On 17/09/13 23:52 PM, John Kemp wrote:
> On Sep 17, 2013, at 2:43 PM, Phillip Hallam-Baker <hallam at gmail.com

>> I am sure there are other ways to increase the work factor.
>
> I think that "increasing the work factor" would often result in
> switching the kind of "work" performed to that which is easier than
> breaking secrets directly.


Yes, that's the logical consequence & approach to managing risks. 
Mitigate the attack, to push attention to easier and less costly 
attacks, and then start working on those.

There is a mindset in cryptography circles that we eliminate entirely 
the attacks we can, and ignore the rest.  This is unfortunately not how 
the real world works.  Most of risk management outside cryptography is 
about reducing risks not eliminating them, and managing the interplay 
between those reduced risks.  Most unfortunate, because it leads 
cryptographers to strange recommendations.


> That may be good. Or it may not.


If other attacks are more costly to defender and easyish for the 
attacker, then perhaps it is bad.  But it isn't really a common approach 
in our security world to leave open the easiest attack, as the best 
alternative.  Granted, this approach is used elsewhere (in warfare for 
example, minefields and wire will be laid to channel the attack).
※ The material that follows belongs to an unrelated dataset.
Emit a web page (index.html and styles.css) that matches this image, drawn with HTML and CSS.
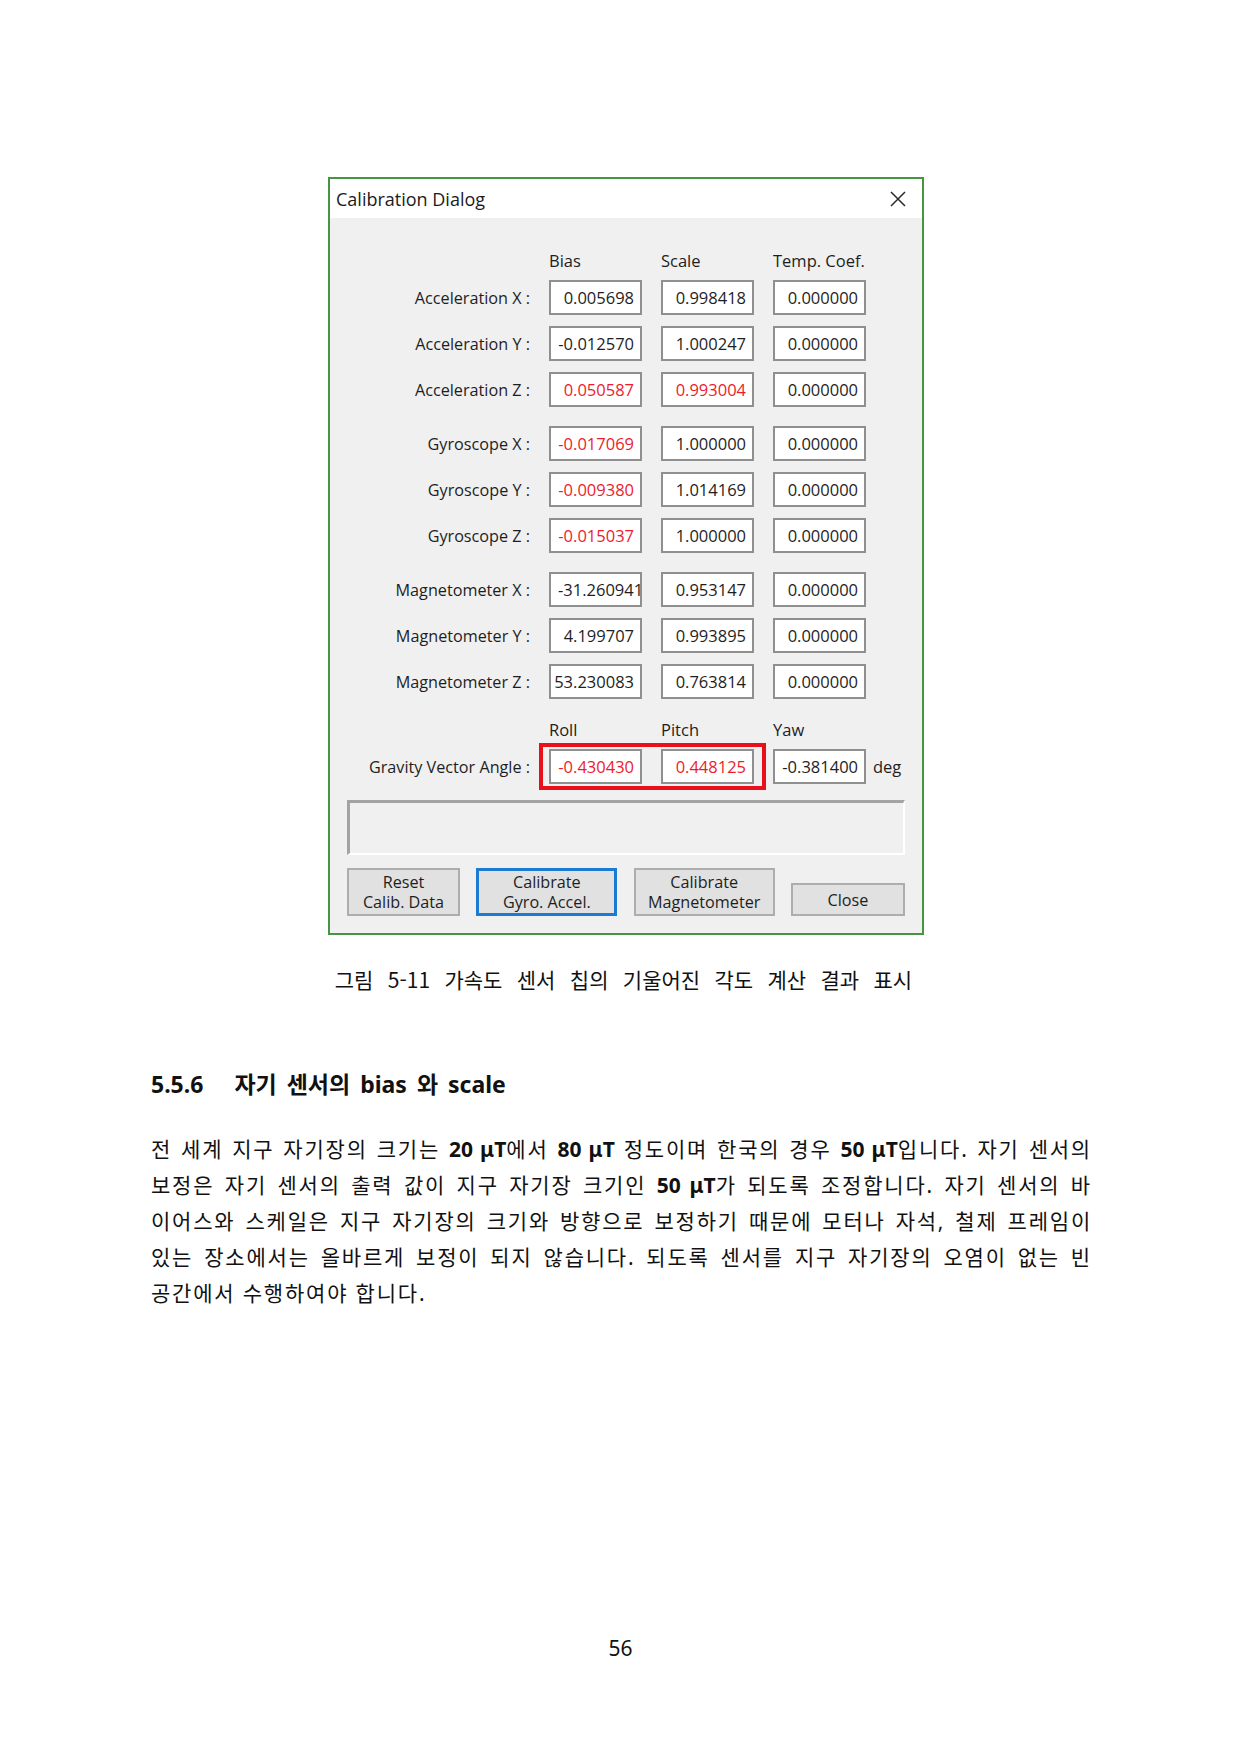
FILE: index.html
```html
<!DOCTYPE html>
<html lang="ko">
<head>
<meta charset="utf-8">
<title>Calibration Dialog</title>
<link rel="stylesheet" href="styles.css">
</head>
<body>
<div class="page">
  <div class="dialog">
    <div class="titlebar">
      <span class="title">Calibration Dialog</span>
      <svg class="close-x" width="18" height="18" viewBox="0 0 18 18"><path d="M2 2 L16 16 M16 2 L2 16" stroke="#2b2b2b" stroke-width="1.5" fill="none"/></svg>
    </div>
    <div class="dbody">
      <div class="row head">
        <span></span><span>Bias</span><span>Scale</span><span>Temp. Coef.</span>
      </div>
      <div class="group first">
        <div class="row"><span class="lbl">Acceleration X :</span><span class="box">0.005698</span><span class="box">0.998418</span><span class="box">0.000000</span></div>
        <div class="row"><span class="lbl">Acceleration Y :</span><span class="box">-0.012570</span><span class="box">1.000247</span><span class="box">0.000000</span></div>
        <div class="row"><span class="lbl">Acceleration Z :</span><span class="box red">0.050587</span><span class="box red">0.993004</span><span class="box">0.000000</span></div>
      </div>
      <div class="group">
        <div class="row"><span class="lbl">Gyroscope X :</span><span class="box red">-0.017069</span><span class="box">1.000000</span><span class="box">0.000000</span></div>
        <div class="row"><span class="lbl">Gyroscope Y :</span><span class="box red">-0.009380</span><span class="box">1.014169</span><span class="box">0.000000</span></div>
        <div class="row"><span class="lbl">Gyroscope Z :</span><span class="box red">-0.015037</span><span class="box">1.000000</span><span class="box">0.000000</span></div>
      </div>
      <div class="group">
        <div class="row"><span class="lbl">Magnetometer X :</span><span class="box clip">-31.260941</span><span class="box">0.953147</span><span class="box">0.000000</span></div>
        <div class="row"><span class="lbl">Magnetometer Y :</span><span class="box">4.199707</span><span class="box">0.993895</span><span class="box">0.000000</span></div>
        <div class="row"><span class="lbl">Magnetometer Z :</span><span class="box">53.230083</span><span class="box">0.763814</span><span class="box">0.000000</span></div>
      </div>
      <div class="row head head2">
        <span></span><span>Roll</span><span>Pitch</span><span>Yaw</span>
      </div>
      <div class="row gravity">
        <span class="lbl">Gravity Vector Angle :</span><span class="box red">-0.430430</span><span class="box red">0.448125</span>
        <span class="last"><span class="box">-0.381400</span><span class="unit">deg</span></span>
        <span class="highlight"></span>
      </div>
      <div class="status"></div>
      <div class="buttons">
        <button class="btn b-reset">Reset<br>Calib. Data</button>
        <button class="btn b-gyro">Calibrate<br>Gyro. Accel.</button>
        <button class="btn b-mag">Calibrate<br>Magnetometer</button>
        <button class="btn b-close">Close</button>
      </div>
    </div>
  </div>

  <p class="caption">그림 5-11 가속도 센서 칩의 기울어진 각도 계산 결과 표시</p>

  <h3 class="heading"><span class="num">5.5.6</span>자기 센서의 bias 와 scale</h3>

  <p class="para">
    <span class="ln">전 세계 지구 자기장의 크기는 <b class="u">20 μT</b>에서 <b class="u">80 μT</b> 정도이며 한국의 경우 <b class="u">50 μT</b>입니다. 자기 센서의</span>
    <span class="ln">보정은 자기 센서의 출력 값이 지구 자기장 크기인 <b class="u">50 μT</b>가 되도록 조정합니다. 자기 센서의 바</span>
    <span class="ln">이어스와 스케일은 지구 자기장의 크기와 방향으로 보정하기 때문에 모터나 자석, 철제 프레임이</span>
    <span class="ln">있는 장소에서는 올바르게 보정이 되지 않습니다. 되도록 센서를 지구 자기장의 오염이 없는 빈</span>
    <span class="ln end">공간에서 수행하여야 합니다.</span>
  </p>

  <div class="pagenum">56</div>
</div>
</body>
</html>
```

FILE: styles.css
```css
html, body {
  margin: 0;
  padding: 0;
  background: #ffffff;
}

.page {
  width: 1241px;
  height: 1755px;
  box-sizing: border-box;
  padding-top: 177px;
  overflow: hidden;
}

/* ---------- dialog ---------- */
.dialog {
  box-sizing: border-box;
  width: 596px;
  margin-left: 328px;
  border: 2px solid #46963f;
  background: #f0f0f0;
  font-family: "Open Sans", "Noto Sans", sans-serif;
  font-size: 16.5px;
  color: #1e1e1e;
}

.titlebar {
  height: 39px;
  background: #ffffff;
  display: flex;
  align-items: center;
  justify-content: space-between;
  padding: 0 15px 0 6px;
}

.title {
  font-size: 18px;
  color: #1b1b1b;
}

.close-x {
  display: block;
}

.dbody {
  padding: 33px 17px 17px 17px;
}

.row {
  display: grid;
  grid-template-columns: 183px 93px 93px auto;
  column-gap: 19px;
  align-items: center;
}

.head {
  height: 20px;
  line-height: 20px;
  margin-bottom: 9px;
}

.head2 {
  margin-top: 21px;
}

.group {
  display: flex;
  flex-direction: column;
  gap: 11px;
  margin-top: 19px;
}

.group.first {
  margin-top: 0;
}

.lbl {
  text-align: right;
  white-space: nowrap;
  font-size: 16.2px;
}

.box {
  box-sizing: border-box;
  display: block;
  width: 93px;
  height: 35px;
  line-height: 31px;
  border: 2px solid #8f8f8f;
  background: #ffffff;
  text-align: right;
  padding-right: 6px;
  white-space: nowrap;
  overflow: hidden;
  color: #1e1e1e;
}

.box.red {
  color: #ec1c2a;
}

.box.clip {
  text-align: left;
  padding-left: 7px;
  padding-right: 0;
}

.gravity {
  position: relative;
}

.last {
  display: flex;
  align-items: center;
  gap: 7px;
}

.unit {
  line-height: 20px;
}

.highlight {
  position: absolute;
  left: 192px;
  top: -6px;
  width: 227px;
  height: 47px;
  box-sizing: border-box;
  border: 4px solid #e8101a;
  pointer-events: none;
}

.status {
  margin-top: 16px;
  height: 55px;
  box-sizing: border-box;
  border-style: solid;
  border-width: 3px 2px 2px 3px;
  border-color: #a3a3a3 #ffffff #ffffff #a3a3a3;
  background: #f0f0f0;
}

.buttons {
  margin-top: 13px;
  height: 48px;
  display: flex;
  align-items: flex-end;
  justify-content: space-between;
}

.btn {
  box-sizing: border-box;
  margin: 0;
  padding: 0;
  background: #e1e1e1;
  border: 2px solid #adadad;
  font-family: "Open Sans", "Noto Sans", sans-serif;
  font-size: 16.2px;
  line-height: 20px;
  color: #1e1e1e;
  text-align: center;
}

.b-reset { width: 113px; height: 48px; }
.b-gyro { width: 141px; height: 48px; border: 3px solid #1b7bd2; }
.b-mag { width: 141px; height: 48px; }
.b-close { width: 114px; height: 33px; }

/* ---------- document text ---------- */
.caption {
  margin: 29px 0 0 6px;
  text-align: center;
  font-family: "Noto Sans CJK KR", sans-serif;
  font-size: 21px;
  line-height: 30px;
  word-spacing: 8.5px;
  color: #111111;
}

.heading {
  margin: 74px 0 0 151px;
  font-family: "Noto Sans", "Noto Sans CJK KR", sans-serif;
  font-size: 23px;
  line-height: 32px;
  font-weight: 700;
  word-spacing: 4px;
  color: #111111;
}

.heading .num {
  display: inline-block;
  margin-right: 31px;
}

.para {
  margin: 31px 0 0 151px;
  width: 941px;
  font-family: "Noto Sans", "Noto Sans CJK KR", sans-serif;
  font-size: 21px;
  line-height: 36px;
  letter-spacing: 1.8px;
  color: #111111;
}

.ln {
  display: block;
  text-align: justify;
  text-align-last: justify;
}

.ln.end {
  text-align-last: left;
}

.u {
  font-weight: 700;
  letter-spacing: 0;
}

.pagenum {
  margin-top: 322px;
  text-align: center;
  font-family: "Noto Sans", sans-serif;
  font-size: 21px;
  line-height: 30px;
  color: #111111;
}
```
If we can push an attacker from mass passive surveillance to targetted 
direct attacks, that is a huge win.  The former scales, the latter does not.


> "PRISM-Hardening" seems like a blunt instrument, or at least one which
> may only be considered worthwhile in a particular context (technical
> protection) and which ignores the wider context (in which such technical
> protections alone are insufficient against this particular adversary).


If I understand it correctly, PRISM is or has become the byword for the 
NSA's vacuuming of all traffic for mass passive surveillance.  In which 
case, this is the first attack of all, and the most damaging, because it 
is undetectable, connects you to all your contacts, and stores all your 
open documents.

 From the position of a systems provider, mass surveillance is possibly 
the most important attack to mitigate.  This is because:  we know it is 
done to everyone, and therefore it is done to our users, and it informs 
every other attack.  For all the other targetted and active attacks, we 
have far less certainty about the targetting (user) and the 
vulnerability (platform, etc).  And they are very costly, by several 
orders of magnitude more than mass surveillance.